There can be more, less, or different component architectures than those described in this book, depending on how you choose to focus on for your network. For example, the component architecture labeled "Others" in Figure 5.8 could be an infrastructure architecture or a storage architecture. This flexibility allows you to choose those component architectures that best fit the requirements of that network.

In Figure 5.8, each component architecture defines the internal relationships for a particular function, whereas the reference architecture combines these components. As we will see, component architectures can be weighted to determine their relative priority levels.

Once the component architectures are developed for a network, their relationships with each other are then determined. These external relationships are defined by the interactions between pairs of component architectures, their trade-offs, dependencies, and constraints. Typically, all of the component architectures for a network are closely coupled to each other. This will be reflected in their external relationships.
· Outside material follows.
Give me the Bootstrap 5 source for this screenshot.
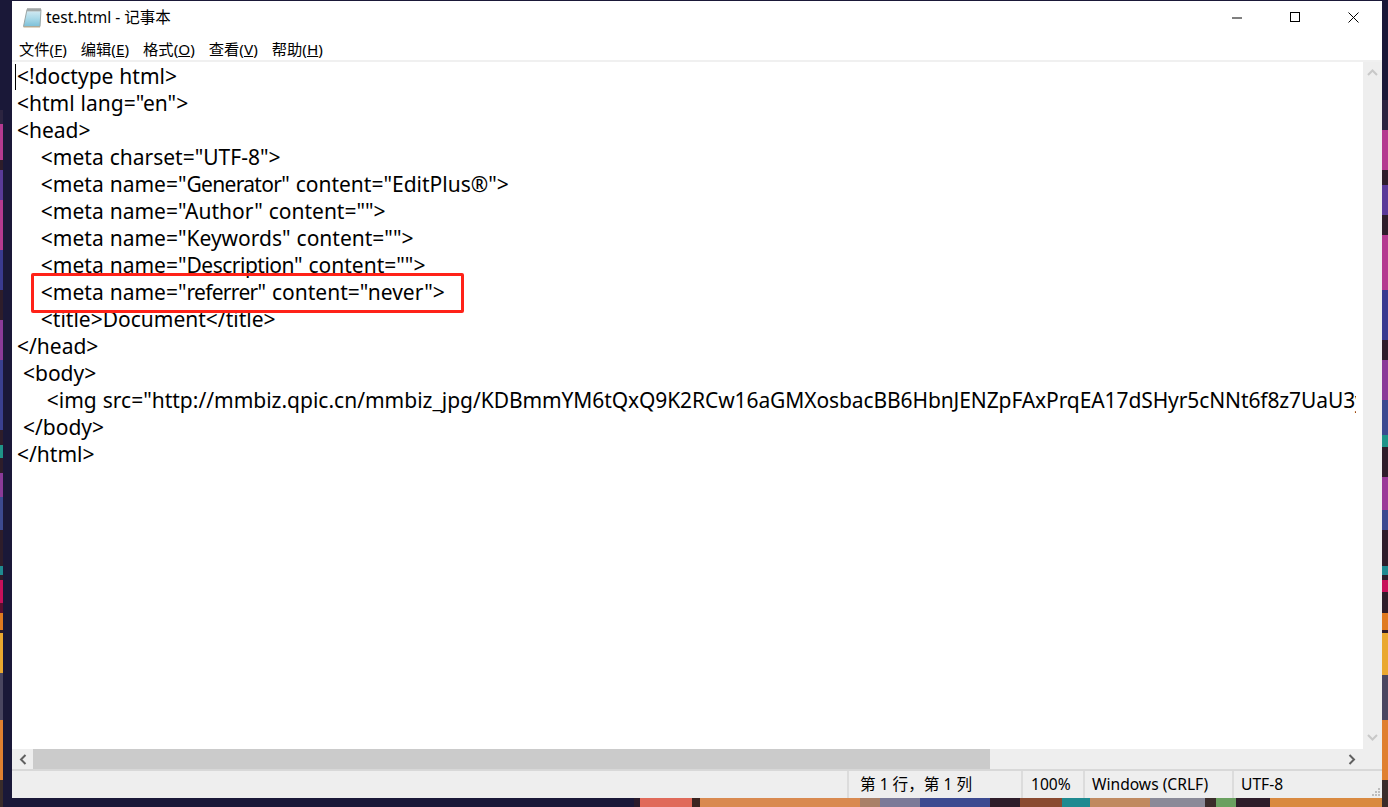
<!doctype html>
<html lang="zh">
<head>
<meta charset="utf-8">
<title>test.html - 记事本</title>
<link href="https://cdn.jsdelivr.net/npm/bootstrap@5.3.0/dist/css/bootstrap.min.css" rel="stylesheet">
<style>
html,body{height:100%;margin:0;overflow:hidden}
body{font-family:"Noto Sans","Noto Sans CJK SC",sans-serif;color:#000;
background-color:#1a1838;
background-image:
 linear-gradient(to bottom,#1a1838 0 110px,#2c2440 110px 124px,#b43a90 124px 160px,#2e1d2a 160px 170px,#5a3a98 170px 200px,#b43a90 200px 250px,#3a3a90 250px 290px,#2e1d2a 290px 320px,#8a3a98 320px 360px,#3a4090 360px 430px,#2e1d2a 430px 445px,#1f9488 445px 458px,#2e1d2a 458px 473px,#8a3a98 473px 497px,#3c4a90 497px 530px,#2e1d2a 530px 566px,#1f8a90 566px 575px,#2e1d2a 575px 580px,#c8105a 580px 603px,#5a1030 603px 613px,#e07a20 613px 630px,#2e1d2a 630px 633px,#eaa830 633px 673px,#4a4660 673px 720px,#e08030 720px 780px,#3a2c2a 780px),
 linear-gradient(to bottom,#1a1838 0 100px,#2c2440 100px 130px,#b43a90 130px 170px,#2e1d2a 170px 185px,#5a3a98 185px 215px,#2e1d2a 215px 235px,#b43a90 235px 290px,#3a3a90 290px 340px,#2e1d2a 340px 360px,#8a3a98 360px 400px,#3c4a90 400px 435px,#1f9488 435px 447px,#2e1d2a 447px 477px,#9a3a98 477px 510px,#3c4a90 510px 530px,#2e1d2a 530px 566px,#1f8a90 566px 575px,#2e1d2a 575px 580px,#c8105a 580px 592px,#2e1d2a 592px 613px,#e07a20 613px 630px,#2e1d2a 630px 633px,#eaa830 633px 675px,#4a4660 675px 720px,#e08030 720px 780px,#3a2c2a 780px),
 linear-gradient(to right,#1a1838 0 634px,#2a1a2a 634px 640px,#e06a5a 640px 692px,#3a2420 692px 700px,#d98a50 700px 860px,#a88068 860px 880px,#7a7a98 880px 920px,#3c4a90 920px 990px,#2e1d2a 990px 1020px,#8a4a30 1020px 1062px,#1f8a90 1062px 1090px,#c08a60 1090px 1150px,#8a8a98 1150px 1205px,#3a2c2a 1205px 1216px,#6aa060 1216px 1236px,#2e1d2a 1236px 1270px,#d98a40 1270px 1388px);
background-size:3px 100%,6px 100%,100% 9px;
background-position:0 0,100% 0,0 100%;
background-repeat:no-repeat}
.desk{width:1388px;height:807px;padding:1px 6px 9px 12px}
.win{height:797px;background:#fff}
.titlebar{height:31px;padding:2px 0 0 10px;gap:4px;font-size:15.5px}
.capbtns{margin-left:auto}
.capbtn{width:58px;height:29px}
.menubar{height:30px;padding:6px 0 0 7px;gap:14px;font-size:15.3px;border-bottom:2px solid #f0f0f0}
.menubar u{text-underline-offset:1px}
.mid{min-height:0}
.editor{min-width:0;position:relative;padding:1px 7px 0 5px;font-family:"Noto Sans","Open Sans",sans-serif;font-size:21px;word-spacing:.5px;line-height:27px;white-space:pre}
.clip{overflow:hidden;height:100%}
.tight{letter-spacing:-.7px}
.tighter{letter-spacing:-.5px}
.urlfit{letter-spacing:-.1px}
.caret{position:absolute;left:3px;top:2px;width:1px;height:26px;background:#000}
.redbox{position:absolute;left:19px;top:211px;width:433px;height:40px;border:3px solid #ff2218;border-radius:2px}
.vbar{width:20px;background:#eee;padding:7px 0 8px}
.hbar{height:20px;background:#eee}
.sbthumb{width:957px;background:#cbcbcb}
.sbarrow{width:21px}
.sbcorner{width:20px}
.status{height:29px;background:#eee;border-top:2px solid #d8d8d8;font-size:15.6px;position:relative}
.cell{height:100%;padding-left:11px;border-left:2px solid #dcdcdc}
.w1{width:174px;padding-left:11px}.w2{width:62px;padding-left:8px}.w3{width:149px;padding-left:7px}.w4{width:150px;padding-left:7px}
.grip{position:absolute;right:1px;bottom:1px}
</style>
</head>
<body>
<div class="desk">
<div class="win d-flex flex-column">
  <div class="titlebar d-flex align-items-center">
    <svg width="20" height="21" viewBox="0 0 20 21"><defs><linearGradient id="np" x1="0" y1="0" x2="0" y2="1"><stop offset="0" stop-color="#d8ecf4"/><stop offset=".55" stop-color="#a8d8e8"/><stop offset="1" stop-color="#7cc0d8"/></linearGradient></defs><path d="M5 2.500H19L18 19.500H1.500Z" fill="url(#np)" stroke="#9aa6a6"/><path d="M5 1.500H19V4.500H4.500Z" fill="#b8bcbc"/><path d="M6 1v3M8 1v3M10 1v3M12 1v3M14 1v3M16 1v3M18 1v3" stroke="#7e8686" stroke-width=".8"/><path d="M1.500 20H18" stroke="#c2ae8c"/></svg>
    <span>test.html - 记事本</span>
    <div class="capbtns d-flex">
      <div class="capbtn d-flex align-items-center justify-content-center"><svg width="11" height="11" viewBox="0 0 11 11"><path d="M0 6h10" stroke="#000"/></svg></div>
      <div class="capbtn d-flex align-items-center justify-content-center"><svg width="11" height="11" viewBox="0 0 11 11"><rect x=".5" y=".5" width="9" height="9" fill="none" stroke="#000"/></svg></div>
      <div class="capbtn d-flex align-items-center justify-content-center"><svg width="11" height="11" viewBox="0 0 11 11"><path d="M.5.5l10 10M10.500.5l-10 10" stroke="#000"/></svg></div>
    </div>
  </div>
  <div class="menubar d-flex align-items-center">
    <span>文件(<u>F</u>)</span><span>编辑(<u>E</u>)</span><span>格式(<u>O</u>)</span><span>查看(<u>V</u>)</span><span>帮助(<u>H</u>)</span>
  </div>
  <div class="mid flex-grow-1 d-flex">
    <div class="editor flex-grow-1"><div class="clip"><div>&lt;!doctype html&gt;</div><div>&lt;html lang="en"&gt;</div><div>&lt;head&gt;</div><div>    &lt;meta charset="UTF-8"&gt;</div><div>    &lt;meta name="<span class="tight">Generator</span>" content="EditPlus®"&gt;</div><div>    &lt;meta name="Author" content=""&gt;</div><div>    &lt;meta name="Keywords" content=""&gt;</div><div>    &lt;meta name="<span class="tighter">Description</span>" content=""&gt;</div><div>    &lt;meta name="<span class="tight">referrer</span>" content="never"&gt;</div><div>    &lt;title&gt;Document&lt;/title&gt;</div><div>&lt;/head&gt;</div><div> &lt;body&gt;</div><div>     &lt;img src="http://mmbiz.qpic.cn/mmbiz_jpg/<span class="urlfit">KDBmmYM6tQxQ9K2RCw16aGMXosbacBB6HbnJENZpFAxPrqEA17dSHyr5cNNt6f8z7UaU3yKmQ</span></div><div> &lt;/body&gt;</div><div>&lt;/html&gt;</div></div><div class="caret"></div><div class="redbox"></div></div>
    <div class="vbar d-flex flex-column justify-content-between align-items-center">
      <svg width="11" height="7" viewBox="0 0 11 7"><path d="M1 6l4.500-4.500L10 6" fill="none" stroke="#c8c8c8" stroke-width="2"/></svg>
      <svg width="11" height="7" viewBox="0 0 11 7"><path d="M1 1l4.500 4.500L10 1" fill="none" stroke="#c8c8c8" stroke-width="2"/></svg>
    </div>
  </div>
  <div class="hbar d-flex">
    <div class="sbarrow d-flex align-items-center justify-content-center"><svg width="8" height="11" viewBox="0 0 8 11"><path d="M6.500 1L2 5.500 6.500 10" fill="none" stroke="#606060" stroke-width="2"/></svg></div>
    <div class="sbthumb"></div>
    <div class="flex-grow-1"></div>
    <div class="sbarrow d-flex align-items-center justify-content-center"><svg width="8" height="11" viewBox="0 0 8 11"><path d="M1.500 1L6 5.500 1.500 10" fill="none" stroke="#606060" stroke-width="2"/></svg></div>
    <div class="sbcorner"></div>
  </div>
  <div class="status d-flex align-items-center">
    <div class="flex-grow-1"></div>
    <div class="cell w1 d-flex align-items-center">第 1 行，第 1 列</div>
    <div class="cell w2 d-flex align-items-center">100%</div>
    <div class="cell w3 d-flex align-items-center">Windows (CRLF)</div>
    <div class="cell w4 d-flex align-items-center">UTF-8</div>
    <svg class="grip" width="10" height="10" viewBox="0 0 10 10"><path d="M7 1h2v2H7zM4 4h2v2H4zM7 4h2v2H7zM1 7h2v2H1zM4 7h2v2H4zM7 7h2v2H7z" fill="#bdbdbd"/></svg>
  </div>
</div>
</div>
<script src="https://cdn.jsdelivr.net/npm/bootstrap@5.3.0/dist/js/bootstrap.bundle.min.js"></script>
</body>
</html>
Just as internal relationships are used to optimize each component architecture for the network, external relationships are used to optimize the sum of all component architectures. Thus, the reference architecture, developed by combining component architectures, incorporates the effects that functions have on each other.

Depending on the requirements, traffic flows, and goals for a particular network, the reference architecture is either balanced across all functions or weighted to favor one or more functions. In a network architecture that is balanced across all functions, constraints and dependencies between functions are minimized and trade-offs between functions are balanced so that no individual function is prioritized over the others.

When one or more functions are weighted in favor over others, the external relationships reflect this weighting. For example, in a network in which performance is the primary architectural goal, the external relationships between performance and the other functions would be weighted so that interactions (trade-offs in particular) favor performance.

This is a powerful capability that is missing in traditional approaches, not only because it provides the ability to decide which functions are prioritized higher than others, but also because this becomes an informed decision in which the effects on other functions and on the reference architecture are understood and documented as part of the network architecture.

Consider a network in which the set of requirements, flows, and goals indicate that low delay and jitter performance are high priority. Yet, in this same network, routing, network management, and security all affect delay and jitter performance. In traditional network architecture, the interactions between performance and the other functions are often not well understood, resulting in a network in which security, network management, and routing mechanisms increase delay and jitter, and the network does not meet its requirements or goals.

However, if each function is developed as its own composite architecture, delay and jitter can be optimized in the performance component architecture, and then this component architecture can be prioritized over the others so that when interactions are identified between performance and the other functions, performance is chosen.

5.5.1 External Relationships

To some degree, each function depends on and supports the other functions within a network, as well as the requirements from users, applications, and devices. This is reflected in the external relationships between their component architectures.

The addressing/routing component architecture supports traffic flows from each of the other functions. Based on the mechanisms used in the network management and security component architectures, their traffic flows may take separate paths from user traffic flows, a capability that must be incorporated into the addressing/routing component architecture.

In addition, routing can be configured so that traffic flows with differing performance requirements take separate paths through the network, coupling addressing/ routing with performance. This is evident in routing protocols that integrate performance mechanisms, such as multiprotocol label switching (MPLS).

Each component architecture depends on network management to support the access and transport of management data for that component. In practice, the monitoring and management of addressing/routing, performance, and security are often achieved through an integrated approach within the network management component architecture.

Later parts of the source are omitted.